P: What are some of the ups and downs of writing a book with someone else?
JL: I’ve written four books with two different co-writers. I like that process because I’m really social, and writing is really lonely. I liken it to when I used to work in theater. I like that group building of a project, putting up a show. Co-writing was great in that way.
I’ve had a lot of people say, I have this great idea to write a book about locusts or whatever. I’m like, oh, that’s awesome. Why you? That’s going to be the publisher’s first question: Why should you write that book? It’s a good idea, but who are you that you should write that book? It’s either you have a big audience, or people trust your knowledge of locusts, or whatever your thing is.

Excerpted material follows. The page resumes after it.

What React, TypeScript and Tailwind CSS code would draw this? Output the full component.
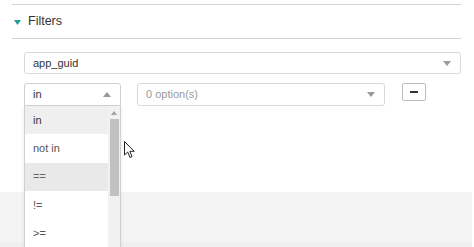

When I was first starting, there was no reason to trust me as a writer – I had never written anything. I have said to people, find a co-writer. If that’s your passion project, find somebody who’s a scientist, or who’s a writer, or somebody who’s in that world.
P: Any other advice for writers?
JL: I have this pocket full of advice that I’ve given to a lot of people. I have three things. The third thing that everybody who wants to be a writer should do is read. You should be reading all the time, and you should be reading the things you are interested in writing. Sometimes when you really want something, it’s hard to bring yourself to read other people who are doing it, because of the jealousy. You have to get rid of that, because there’s plenty of room for everybody. There really isn’t a competition. It makes you a better writer to be read good writing that’s in the style of things you want to write.
The second thing I tell everybody is, you always have to write. I get e-mails constantly that are like, “I have a great idea for a story. It’s okay, you can have it.” And I just want to be like, “Do you realize how many ideas I have that I’m not writing?” People get confused like it’s an issue of ideas. Everybody has ideas for things to write. The issue is just doing it, and making it a part of your life.
Having content is a big deal. It can be so beneficial, especially if you live in a place like New York where you’re surrounded by people who write. If you run into somebody at a party and they’re like, “Do you want to write a book about cohabitation?”, if you’re ready to either write that thing or share something that’s similar so they have a sense of your writing immediately, you have such a better shot at getting that book than if you’re like, “Oh, I’ll think about that for a little while.” Have writing, and be writing all the time. Have it not be a big deal if somebody says, “Go home and write me a forty-page pitch.” Be ready.
My last thing is, you have to live. You have to be engaged in the world and in life, and I think sometimes it’s really easy to not do that. There’s so much to do, and it’s imperative that we do it and we realize that actually is a part of any art. We forget that there are so many other ways to be inspired than Netflix and nothing [laughs]. In that order – read, write, and live your life. That’s my advice for writers.